SYMBOLS AND ICONS IN BUSINESS AND ART By Bernd Schmitt
" Most art (Chinese or western) is about meaning and symbolism. And a
work of art, if successful, becomes a symbol of culture - a cultural icon.
The same rule applies to corporations and their brands. Consumers (western or Chinese) do not purchase products simply for their utilitarian and functional benefit. A mobile phone is not only for making phone calls. It is also a powerful means of projecting one's status, position or lifestyle. In other words, consumers buy and consume products for their symbolism. And some of the most successful brands (Coca Cola, Kentucky Fried Chicken, McDonald's and Tsingdao Beer) have become cultural icons of consumption.

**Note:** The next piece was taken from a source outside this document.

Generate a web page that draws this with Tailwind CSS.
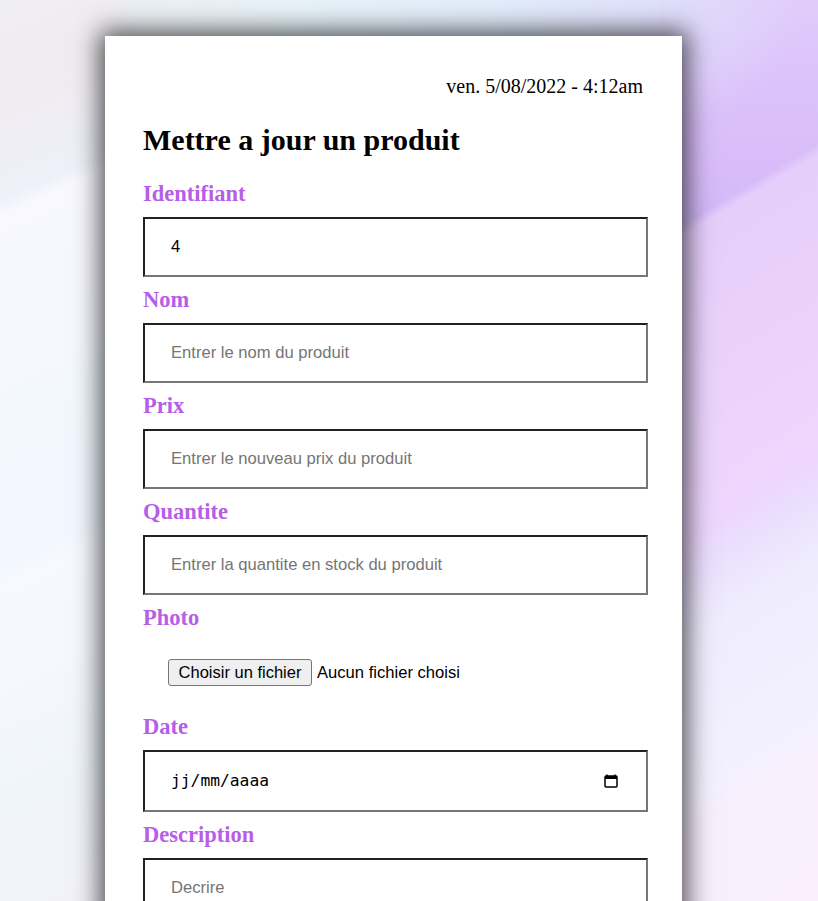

Ji Wen Yu's work makes extensive use of the associative network inherent in cultural symbolism. He bombards us with cultural icons (western and Chinese; commercial and noncommercial). In "Rubens 1" and "Rubens 2", he juxtaposes the work-inherent icons of Rubens with Chinese symbols of dragons and butterflies. In "Chinese God of Fortune and Coca Cola" and "Chinese God of Fortune and McDonald's", he contrasts the iconography of CocaCola and McDonald's (the trademarked bottle and typeface; Ronald McDonald, the burgers and fries) with icons of Chinese Buddhist culture. In "Noble Woman" he mixes both worlds - the world of art and commerce, Ingres and Mickey Mouse.
Modern corporate communications use a similar approach. As part of a global ad campaign, Mercedes Benz, Germany's premier car manufacturer, is running advertisements that look and feel like paintings and celebrate the visual power of icons including traffic signs, the Peace symbol, Mona Lisa and, of course, the prime Mercedes symbol - the Mercedes star. In China, Coca Cola has created outdoor installations along Nanjing Road, one of Shanghai's shopping streets, featuring the Coke bottle. Chanel displays Warhol's artistic rendering of the Chanel No.5 flacon as an advertisement.
Ji Wen Yu's work is sensitive to this commercial iconography. He picks up logos and commercial symbols, strips them off their commercial context and elevates them to what they are - cultural symbols.
Yet, Ji Wen Yu's work may be interpreted as an artist's critical reading of the developments of China into a consumerist culture. In my opinion, Ji Wen Yu work has moved far beyond the trivialities of such a pre-postmodern critical interpretation. Ji Wen Yu is intrigued by the new visual reality that is created by cultural contact and the merging of commercialism and art. As such, he offers a commentary on some of the pressing questions facing corporations today - how to structure communications between the corporation and the consumer.
For example, what visual styles should a corporation use in its communications with consumers? What should be the color schemes, the typefaces, and the shapes of corporate brochures, corporate stationery and business cards? Moreover, what symbolism should a corporation use in its brand communications? Slogans or tag lines? Traditional or modern symbols? Universal symbols of local ones? Finally, what media of communications and transmission are appropriate? Personal or impersonal media; private ones of shared ones; single channel or multiple channel; analogue or digital?
These corporate decisions are the same type of decisions that artists- -consciously or unconsciously--face when they create a painting, a sculpture or a performance. Modern corporations (Coca Cola, McDonald's, Kentucky Fried Chicken, Nike, Motorola and the like) approach these issues from a marketing perspective--by defining (and designing) corporate identities, setting up websites and retail outlets, associating their brands with new and borrowed symbols. Ji Wen Yu struggles with the same issues as an artist.